--- begin ---

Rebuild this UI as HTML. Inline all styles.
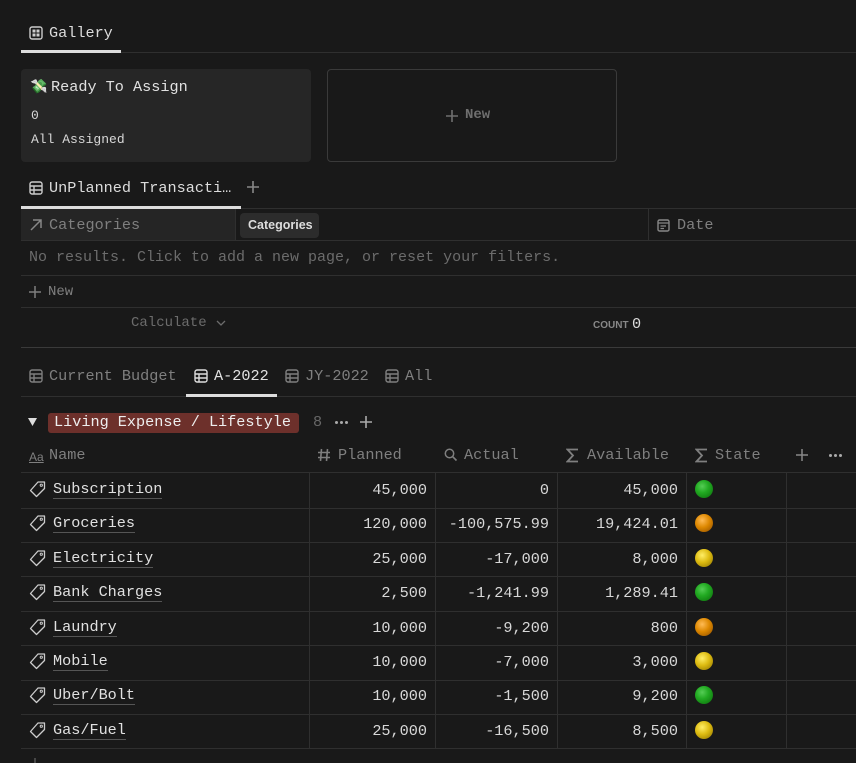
<!DOCTYPE html>
<html><head><meta charset="utf-8"><style>
*{margin:0;padding:0;box-sizing:border-box}
html,body{width:856px;height:763px;overflow:hidden}
body{background:#191919;color:#d8d8d8;font-family:"Liberation Mono",monospace;font-size:15.2px;position:relative}
.a{position:absolute;white-space:nowrap;line-height:18px}
.hl{position:absolute;height:1px;background:#2f2f2f}
.vl{position:absolute;width:1px;background:#2f2f2f}
.g{color:#7f7f7f}
.r{text-align:right}
.u{border-bottom:1px solid #555;line-height:17px}
.dot{position:absolute;width:18px;height:18px;border-radius:50%}
.gr{background:radial-gradient(circle at 40% 35%,#5c5 0,#2a2 40%,#0a6a0a 100%)}
.or{background:radial-gradient(circle at 40% 35%,#fb5 0,#d80 45%,#8a4a00 100%)}
.ye{background:radial-gradient(circle at 40% 35%,#fe6 0,#db1 45%,#8a7000 100%)}
.dots{position:absolute;display:flex;gap:2px}
.dots i{width:3px;height:3px;border-radius:50%;background:#aaa;display:block}
.plus{position:absolute}
svg{position:absolute}
</style></head><body>

<svg style="left:29px;top:26px" width="14" height="14" viewBox="0 0 14 14"><rect x="1" y="1" width="12" height="12" rx="2" fill="none" stroke="#ccc" stroke-width="1.4"/><rect x="3.5" y="3.5" width="3" height="3" fill="#ccc"/><rect x="7.5" y="3.5" width="3" height="3" fill="#ccc"/><rect x="3.5" y="7.5" width="3" height="3" fill="#ccc"/><rect x="7.5" y="7.5" width="3" height="3" fill="#ccc"/></svg>
<div class="a" style="left:49px;top:24px;color:#dcdcdc">Gallery</div>
<div class="hl" style="left:21px;top:52px;width:835px"></div>
<div style="position:absolute;left:21px;top:50px;width:100px;height:3px;background:#ddd"></div>

<div style="position:absolute;left:21px;top:69px;width:290px;height:93px;background:#262626;border-radius:4px"></div>
<div class="a" style="left:30px;top:79px;font-size:14px">💸</div>
<div class="a" style="left:51px;top:78px;color:#e0e0e0">Ready To Assign</div>
<div class="a" style="left:31px;top:107px;font-size:13px">0</div>
<div class="a" style="left:31px;top:131px;font-size:13px">All Assigned</div>
<div style="position:absolute;left:327px;top:69px;width:290px;height:93px;border:1px solid #3a3a3a;border-radius:4px"></div>
<svg style="left:446px;top:110px" width="12" height="12" viewBox="0 0 12 12"><path d="M6 0V12M0 6H12" stroke="#6f6f6f" stroke-width="1.6"/></svg>
<div class="a" style="left:465px;top:106px;font-size:14px;font-weight:bold;color:#6f6f6f">New</div>

<svg style="left:29px;top:181px" width="14" height="14" viewBox="0 0 14 14"><rect x="1" y="1" width="12" height="12" rx="2" fill="none" stroke="#ccc" stroke-width="1.4"/><path d="M1 5H13M1 9H13M5 5V13" stroke="#ccc" stroke-width="1.4"/></svg>
<div class="a" style="left:49px;top:179px;color:#dcdcdc">UnPlanned Transacti…</div>
<svg style="left:247px;top:181px" width="12" height="12" viewBox="0 0 12 12"><path d="M6 0V12M0 6H12" stroke="#888" stroke-width="1.6"/></svg>
<div class="hl" style="left:21px;top:208px;width:835px"></div>
<div style="position:absolute;left:21px;top:206px;width:220px;height:3px;background:#ddd"></div>
<div style="position:absolute;left:21px;top:209px;width:214px;height:31px;background:#252525"></div>
<svg style="left:29px;top:218px" width="14" height="14" viewBox="0 0 14 14"><path d="M2 12L12 2M4 2H12V10" fill="none" stroke="#888" stroke-width="1.5"/></svg>
<div class="a g" style="left:49px;top:216px">Categories</div>
<div class="vl" style="left:235px;top:209px;height:31px"></div>
<div style="position:absolute;left:240px;top:213px;width:79px;height:25px;background:#2c2c2c;border-radius:4px"></div>
<div class="a" style="left:248px;top:216px;font-family:'Liberation Sans',sans-serif;font-size:12.5px;font-weight:bold;color:#ddd">Categories</div>
<div class="vl" style="left:648px;top:209px;height:31px"></div>
<svg style="left:657px;top:218px" width="13" height="14" viewBox="0 0 13 14"><rect x="1" y="2" width="11" height="11" rx="1.5" fill="none" stroke="#888" stroke-width="1.4"/><path d="M1 5H12M3.5 8H9M3.5 10.5H7" stroke="#888" stroke-width="1.3"/></svg>
<div class="a g" style="left:677px;top:216px">Date</div>
<div class="hl" style="left:21px;top:240px;width:835px"></div>
<div class="a" style="left:29px;top:249px;color:#6c6c6c;font-size:15px">No results. Click to add a new page, or reset your filters.</div>
<div class="hl" style="left:21px;top:275px;width:835px"></div>
<svg style="left:29px;top:286px" width="12" height="12" viewBox="0 0 12 12"><path d="M6 0V12M0 6H12" stroke="#7f7f7f" stroke-width="1.5"/></svg>
<div class="a g" style="left:48px;top:283px;font-size:14px">New</div>
<div class="hl" style="left:21px;top:307px;width:835px"></div>
<div class="a" style="left:131px;top:314px;color:#6c6c6c;font-size:14px">Calculate</div>
<svg style="left:216px;top:319px" width="10" height="8" viewBox="0 0 10 8"><path d="M1 2L5 6L9 2" fill="none" stroke="#6c6c6c" stroke-width="1.3"/></svg>
<div class="a" style="left:593px;top:317px;font-family:'Liberation Sans',sans-serif;font-size:10px;font-weight:bold;color:#888">COUNT</div>
<div class="a" style="left:632px;top:315px;color:#ddd">0</div>
<div class="hl" style="left:21px;top:347px;width:835px;background:#3a3a3a"></div>

<svg style="left:29px;top:369px" width="14" height="14" viewBox="0 0 14 14"><rect x="1" y="1" width="12" height="12" rx="2" fill="none" stroke="#7f7f7f" stroke-width="1.4"/><path d="M1 5H13M1 9H13M5 5V13" stroke="#7f7f7f" stroke-width="1.4"/></svg>
<div class="a g" style="left:49px;top:367px">Current Budget</div>
<svg style="left:194px;top:369px" width="14" height="14" viewBox="0 0 14 14"><rect x="1" y="1" width="12" height="12" rx="2" fill="none" stroke="#ddd" stroke-width="1.4"/><path d="M1 5H13M1 9H13M5 5V13" stroke="#ddd" stroke-width="1.4"/></svg>
<div class="a" style="left:214px;top:367px;color:#e0e0e0">A-2022</div>
<svg style="left:285px;top:369px" width="14" height="14" viewBox="0 0 14 14"><rect x="1" y="1" width="12" height="12" rx="2" fill="none" stroke="#7f7f7f" stroke-width="1.4"/><path d="M1 5H13M1 9H13M5 5V13" stroke="#7f7f7f" stroke-width="1.4"/></svg>
<div class="a g" style="left:305px;top:367px">JY-2022</div>
<svg style="left:385px;top:369px" width="14" height="14" viewBox="0 0 14 14"><rect x="1" y="1" width="12" height="12" rx="2" fill="none" stroke="#7f7f7f" stroke-width="1.4"/><path d="M1 5H13M1 9H13M5 5V13" stroke="#7f7f7f" stroke-width="1.4"/></svg>
<div class="a g" style="left:405px;top:367px">All</div>
<div class="hl" style="left:21px;top:396px;width:835px"></div>
<div style="position:absolute;left:186px;top:394px;width:91px;height:3px;background:#ddd"></div>

<svg style="left:28px;top:418px" width="9" height="8" viewBox="0 0 9 8"><path d="M0 0H9L4.5 8Z" fill="#ddd"/></svg>
<div style="position:absolute;left:48px;top:413px;width:251px;height:20px;background:#6d302b;border-radius:3px"></div>
<div class="a" style="left:54px;top:413px;color:#eee">Living Expense / Lifestyle</div>
<div class="a" style="left:313px;top:413px;color:#666">8</div>
<div class="dots" style="left:335px;top:421px"><i></i><i></i><i></i></div>
<svg style="left:360px;top:416px" width="12" height="12" viewBox="0 0 12 12"><path d="M6 0V12M0 6H12" stroke="#aaa" stroke-width="1.6"/></svg>

<div class="a g" style="left:29px;top:448px;font-family:'Liberation Sans',sans-serif;font-size:12px;text-decoration:underline">Aa</div>
<div class="a g" style="left:49px;top:446px">Name</div>
<svg style="left:317px;top:448px" width="14" height="14" viewBox="0 0 14 14"><path d="M4.5 1L3.5 13M10.5 1L9.5 13M1 4.5H13M1 9.5H13" stroke="#7f7f7f" stroke-width="1.6"/></svg>
<div class="a g" style="left:338px;top:446px">Planned</div>
<svg style="left:444px;top:448px" width="14" height="14" viewBox="0 0 14 14"><circle cx="5.5" cy="5.5" r="4.2" fill="none" stroke="#7f7f7f" stroke-width="1.5"/><path d="M8.6 8.6L12.5 12.5" stroke="#7f7f7f" stroke-width="1.6"/></svg>
<div class="a g" style="left:464px;top:446px">Actual</div>
<svg style="left:566px;top:448px" width="13" height="15" viewBox="0 0 13 15"><path d="M12 1.5H1.5L7 7.5L1.5 13.5H12" fill="none" stroke="#7f7f7f" stroke-width="1.8"/></svg>
<div class="a g" style="left:587px;top:446px">Available</div>
<svg style="left:695px;top:448px" width="13" height="15" viewBox="0 0 13 15"><path d="M12 1.5H1.5L7 7.5L1.5 13.5H12" fill="none" stroke="#7f7f7f" stroke-width="1.8"/></svg>
<div class="a g" style="left:715px;top:446px">State</div>
<svg style="left:796px;top:449px" width="12" height="12" viewBox="0 0 12 12"><path d="M6 0V12M0 6H12" stroke="#888" stroke-width="1.5"/></svg>
<div class="dots" style="left:829px;top:454px"><i></i><i></i><i></i></div>
<div class="hl" style="left:21px;top:472px;width:835px"></div>

<div class="vl" style="left:309px;top:473px;height:275px"></div>
<div class="vl" style="left:435px;top:473px;height:275px"></div>
<div class="vl" style="left:557px;top:473px;height:275px"></div>
<div class="vl" style="left:686px;top:473px;height:275px"></div>
<div class="vl" style="left:786px;top:473px;height:275px"></div>

<div id="rows"></div>
<svg style="left:29px;top:758px" width="12" height="12" viewBox="0 0 12 12"><path d="M6 0V12M0 6H12" stroke="#555" stroke-width="1.5"/></svg>
<script>
var d=[["Subscription","45,000","0","45,000","gr"],["Groceries","120,000","-100,575.99","19,424.01","or"],["Electricity","25,000","-17,000","8,000","ye"],["Bank Charges","2,500","-1,241.99","1,289.41","gr"],["Laundry","10,000","-9,200","800","or"],["Mobile","10,000","-7,000","3,000","ye"],["Uber/Bolt","10,000","-1,500","9,200","gr"],["Gas/Fuel","25,000","-16,500","8,500","ye"]];
var h="";
d.forEach(function(r,i){var c=490+i*34.4;var t=c-9;
h+='<svg style="left:28px;top:'+(c-10)+'px" width="19" height="19" viewBox="0 0 19 19"><path d="M10 2H16.5V8.5L8.5 16.5L2.5 10.5Z" fill="none" stroke="#ccc" stroke-width="1.3" stroke-linejoin="round"/><circle cx="13.3" cy="5.2" r="1.1" fill="none" stroke="#ccc" stroke-width="1"/></svg>';
h+='<div class="a u" style="left:53px;top:'+t+'px;color:#e0e0e0">'+r[0]+'</div>';
h+='<div class="a r" style="left:310px;width:117px;top:'+t+'px">'+r[1]+'</div>';
h+='<div class="a r" style="left:436px;width:113px;top:'+t+'px">'+r[2]+'</div>';
h+='<div class="a r" style="left:558px;width:120px;top:'+t+'px">'+r[3]+'</div>';
h+='<div class="dot '+r[4]+'" style="left:695px;top:'+(c-10)+'px"></div>';
h+='<div class="hl" style="left:21px;width:835px;top:'+Math.round(c+17.5)+'px"></div>';});
document.getElementById("rows").outerHTML=h;
</script>
</body></html>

--- end ---

Your task => Emit the lines of the material exactly, from its first line to the line containing "</style></head><body>", inclusive; leave every picture out.

Exercise solution =>
Rebuild this UI as HTML. Inline all styles.
<!DOCTYPE html>
<html><head><meta charset="utf-8"><style>
*{margin:0;padding:0;box-sizing:border-box}
html,body{width:856px;height:763px;overflow:hidden}
body{background:#191919;color:#d8d8d8;font-family:"Liberation Mono",monospace;font-size:15.2px;position:relative}
.a{position:absolute;white-space:nowrap;line-height:18px}
.hl{position:absolute;height:1px;background:#2f2f2f}
.vl{position:absolute;width:1px;background:#2f2f2f}
.g{color:#7f7f7f}
.r{text-align:right}
.u{border-bottom:1px solid #555;line-height:17px}
.dot{position:absolute;width:18px;height:18px;border-radius:50%}
.gr{background:radial-gradient(circle at 40% 35%,#5c5 0,#2a2 40%,#0a6a0a 100%)}
.or{background:radial-gradient(circle at 40% 35%,#fb5 0,#d80 45%,#8a4a00 100%)}
.ye{background:radial-gradient(circle at 40% 35%,#fe6 0,#db1 45%,#8a7000 100%)}
.dots{position:absolute;display:flex;gap:2px}
.dots i{width:3px;height:3px;border-radius:50%;background:#aaa;display:block}
.plus{position:absolute}
svg{position:absolute}
</style></head><body>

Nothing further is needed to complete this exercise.